I agree with all arguments made in the article from a certain point of view. And that is of a large org with several teams, his point about reducing coordination between the teams is crucial in the trade-off calculation.
If you have a small org with small number of teams then you are right, but still what qualifies as "small" or "large" is not really clear and people seem to jump into the distributed systems architecture way too soon.
I think biggest issue with the post is the use of the term "distributed systems".
It makes the whole thing murkier, because it's unclear to me what exactly they advocate for. Multiple servers? Microservices? Just running multiple services but don't go too crazy on the micro? (Many "focused" small monoliths handling cross cutting concerns might be considered microservices but are not as micro as some people do, etc).

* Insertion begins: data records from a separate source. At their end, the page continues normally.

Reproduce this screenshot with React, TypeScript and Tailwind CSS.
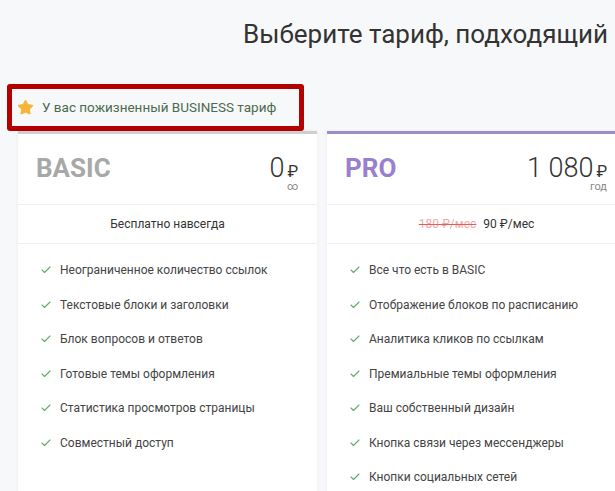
import React from 'react';
import { Check, Star } from 'lucide-react';

interface Plan {
  name: string;
  nameColor: string;
  topBorder: string;
  price: string;
  period: string;
  features: string[];
  note: React.ReactNode;
}

const plans: Plan[] = [
  {
    name: 'BASIC',
    nameColor: 'text-[#a8a8a8]',
    topBorder: 'border-t-[#cfcfcf]',
    price: '0',
    period: '∞',
    note: <span>Бесплатно навсегда</span>,
    features: [
      'Неограниченное количество ссылок',
      'Текстовые блоки и заголовки',
      'Блок вопросов и ответов',
      'Готовые темы оформления',
      'Статистика просмотров страницы',
      'Совместный доступ',
    ],
  },
  {
    name: 'PRO',
    nameColor: 'text-[#9a80cc]',
    topBorder: 'border-t-[#9d8bcb]',
    price: '1 080',
    period: 'год',
    note: (
      <span className="flex items-center gap-[7px]">
        <span className="text-[#f2a6a6] line-through decoration-[#e06060]">180 ₽/мес</span>
        <span>90 ₽/мес</span>
      </span>
    ),
    features: [
      'Все что есть в BASIC',
      'Отображение блоков по расписанию',
      'Аналитика кликов по ссылкам',
      'Премиальные темы оформления',
      'Ваш собственный дизайн',
      'Кнопка связи через мессенджеры',
      'Кнопки социальных сетей',
    ],
  },
];

const PlanCard = ({ plan }: { plan: Plan }) => (
  <div className={`w-[299px] flex-shrink-0 bg-white border-t-[3px] ${plan.topBorder} shadow-[0_0_4px_rgba(0,0,0,0.05)]`}>
    <div className="h-[70px] flex items-start justify-between pl-[18px] pr-[19px] pt-[21px]">
      <span className={`text-[26px] font-bold leading-none ${plan.nameColor}`}>{plan.name}</span>
      <div className="flex flex-col items-end">
        <div className="flex items-baseline">
          <span className="text-[27px] font-light leading-none text-[#333]">{plan.price}</span>
          <span className="ml-[3px] text-[16px] leading-none text-[#333]">₽</span>
        </div>
        <span className="-mt-[1px] text-[11px] leading-none text-[#888]">{plan.period}</span>
      </div>
    </div>
    <div className="h-[40px] flex items-center justify-center border-y border-[#efefef] text-[12px] text-[#333]">
      {plan.note}
    </div>
    <ul className="pt-[9px] pb-6 pl-[22px]">
      {plan.features.map(f => (
        <li key={f} className="h-[34.5px] flex items-center text-[12px] text-[#444]">
          <Check size={12} strokeWidth={2.2} className="text-[#5fae67] mr-[8px]" />
          <span>{f}</span>
        </li>
      ))}
    </ul>
  </div>
);

export default function App() {
  return (
    <div className="w-[615px] h-[491px] overflow-hidden bg-[#f7f8f9] font-['Roboto',sans-serif]">
      <h1 className="pt-[18px] pl-[243px] text-[26px] leading-[32px] font-normal text-[#333] whitespace-nowrap">
        Выберите тариф, подходящий
      </h1>

      <div className="mt-[34px] ml-[7px] w-[297px] h-[47px] border-[5px] border-[#b30000] rounded-[3px] bg-[#f7f8f9] flex items-center pl-[5px]">
        <Star size={17} fill="#f5b53a" stroke="#f5b53a" strokeWidth={1.5} className="flex-shrink-0" />
        <span className="ml-[8px] text-[13.5px] text-[#4b6b4f] whitespace-nowrap">У вас пожизненный BUSINESS тариф</span>
      </div>

      <div className="flex gap-[10px] pl-[18px]">
        {plans.map(p => (
          <PlanCard key={p.name} plan={p} />
        ))}
      </div>
    </div>
  );
}
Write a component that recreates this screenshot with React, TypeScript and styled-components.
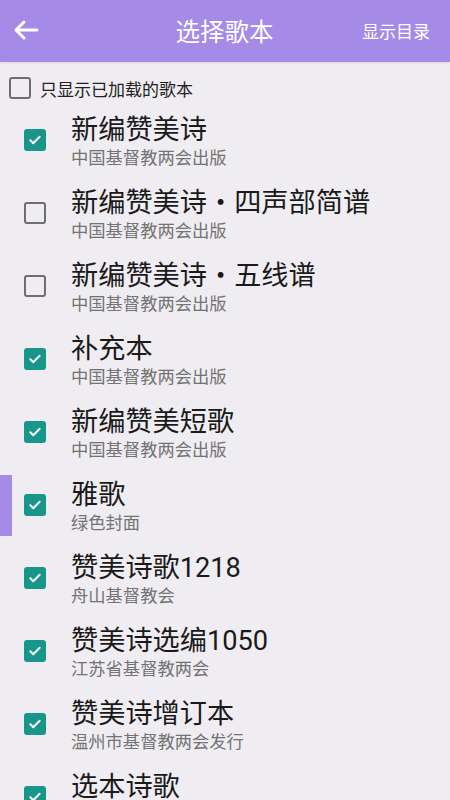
import styled, { createGlobalStyle } from "styled-components";

const books = [
  { title: "新编赞美诗", sub: "中国基督教两会出版", checked: true },
  { title: "新编赞美诗・四声部简谱", sub: "中国基督教两会出版", checked: false },
  { title: "新编赞美诗・五线谱", sub: "中国基督教两会出版", checked: false },
  { title: "补充本", sub: "中国基督教两会出版", checked: true },
  { title: "新编赞美短歌", sub: "中国基督教两会出版", checked: true },
  { title: "雅歌", sub: "绿色封面", checked: true, active: true },
  { title: "赞美诗歌1218", sub: "舟山基督教会", checked: true },
  { title: "赞美诗选编1050", sub: "江苏省基督教两会", checked: true },
  { title: "赞美诗增订本", sub: "温州市基督教两会发行", checked: true },
  { title: "选本诗歌", sub: "", checked: true },
];

const Check = ({ checked, size = 22 }: { checked: boolean; size?: number }) => (
  <CheckBox $checked={checked} $size={size}>
    {checked && (
      <svg width="14" height="14" viewBox="0 0 24 24">
        <path d="M4 12.5l5 5L20 6.5" fill="none" stroke="#fff" strokeWidth="3.4" strokeLinecap="round" strokeLinejoin="round" />
      </svg>
    )}
  </CheckBox>
);

const App = () => {
  return (
    <Page>
      <GlobalStyle />
      <Header>
        <Back>
          <svg width="26" height="22" viewBox="0 0 26 22">
            <path d="M24 11H3M11 3l-8 8 8 8" fill="none" stroke="#fff" strokeWidth="3" strokeLinecap="round" strokeLinejoin="round" />
          </svg>
        </Back>
        <Title>选择歌本</Title>
        <Action>显示目录</Action>
      </Header>
      <Filter>
        <Check checked={false} size={22} />
        <span>只显示已加载的歌本</span>
      </Filter>
      <List>
        {books.map((b) => (
          <Row key={b.title} $active={!!b.active}>
            <Check checked={b.checked} />
            <Texts>
              <BookTitle>{b.title}</BookTitle>
              <BookSub>{b.sub}</BookSub>
            </Texts>
          </Row>
        ))}
      </List>
    </Page>
  );
};

export default App;

const GlobalStyle = createGlobalStyle`
  body {
    margin: 0;
    background: #efedf1;
    font-family: Roboto, "Noto Sans CJK SC", sans-serif;
  }
`;

const Page = styled.div`
  width: 450px;
  height: 800px;
  overflow: hidden;
  background: #efedf1;
`;

const Header = styled.div`
  height: 62px;
  background: #a68ae8;
  display: flex;
  align-items: center;
  box-shadow: 0 1px 2px rgba(0, 0, 0, 0.08);
`;

const Back = styled.div`
  width: 62px;
  padding-left: 13px;
  box-sizing: border-box;
  display: flex;
  align-items: center;
  margin-top: -2px;
`;

const Title = styled.div`
  flex: 1;
  text-align: center;
  color: #fff;
  font-size: 24.5px;
  margin-left: 25px;
  margin-top: -2px;
`;

const Action = styled.div`
  color: #fff;
  font-size: 17px;
  padding-right: 20px;
  margin-top: -2px;
`;

const Filter = styled.div`
  display: flex;
  align-items: center;
  gap: 9px;
  height: 52px;
  padding-left: 9px;
  font-size: 17px;
  color: #222;
  span {
    margin-top: 1px;
  }
`;

const CheckBox = styled.div<{ $checked: boolean; $size: number }>`
  width: ${(p) => p.$size}px;
  height: ${(p) => p.$size}px;
  box-sizing: border-box;
  border-radius: 3px;
  flex-shrink: 0;
  display: flex;
  align-items: center;
  justify-content: center;
  background: ${(p) => (p.$checked ? "#19968a" : "transparent")};
  border: ${(p) => (p.$checked ? "none" : "2px solid #6e6e6e")};
`;

const List = styled.div`
  display: flex;
  flex-direction: column;
  margin-top: -11px;
`;

const Row = styled.div<{ $active: boolean }>`
  height: 73px;
  display: flex;
  align-items: center;
  gap: 25px;
  padding-left: 24px;
  position: relative;
  &::before {
    content: "";
    display: ${(p) => (p.$active ? "block" : "none")};
    position: absolute;
    left: 0;
    top: 7px;
    width: 12px;
    height: 61px;
    background: #a68ae8;
  }
`;

const Texts = styled.div`
  display: flex;
  flex-direction: column;
  margin-top: 4px;
`;

const BookTitle = styled.div`
  font-size: 27.2px;
  line-height: 30px;
  color: #1a1a1a;
`;

const BookSub = styled.div`
  font-size: 17.3px;
  line-height: 22px;
  height: 22px;
  color: #737373;
  margin-top: 2px;
`;
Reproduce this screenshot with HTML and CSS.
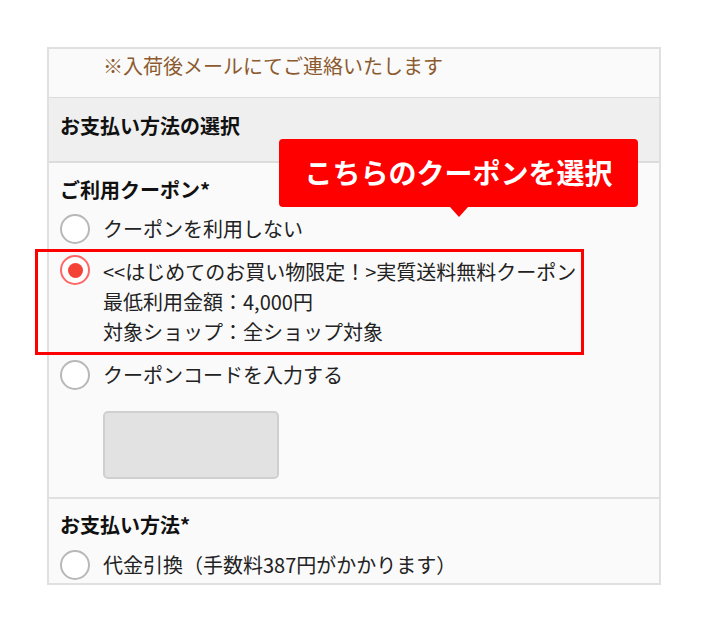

Maybe running multiple servers with some distributed systems technology but not actually messing with distributed systems as product part (k8s, some easy to distribute clustering databases, etc)? All of that simply doesn't fire for me when I see "distributed systems".
One could just as well read it as arguing for actually going deep into distributed systems theory and practice, integrating those ideas in your product, designing your software to use distributed persistence systems instead of single "coherent view" SQL or other database, etc.
Literally all of them. Availability might have been a good point, but their other blog post somehow reaches 100% so I don't believe that either. Also not every business needs 99.9999 availability and can give up for good reasons (like cost and complexity).
The author is an engineer at AWS so he has an obvious bridge to sell.
That said, I do agree with the general point of needing more than one computer. But most people probably just need two, one for backup, far from “distributed system” in the traditional sense.
(Of course this doesn't mean you should charge ahead without thinking about the future at all. If you can make something scalable at a very low cost of implementation/maintenance, go ahead but growth should take precedence.)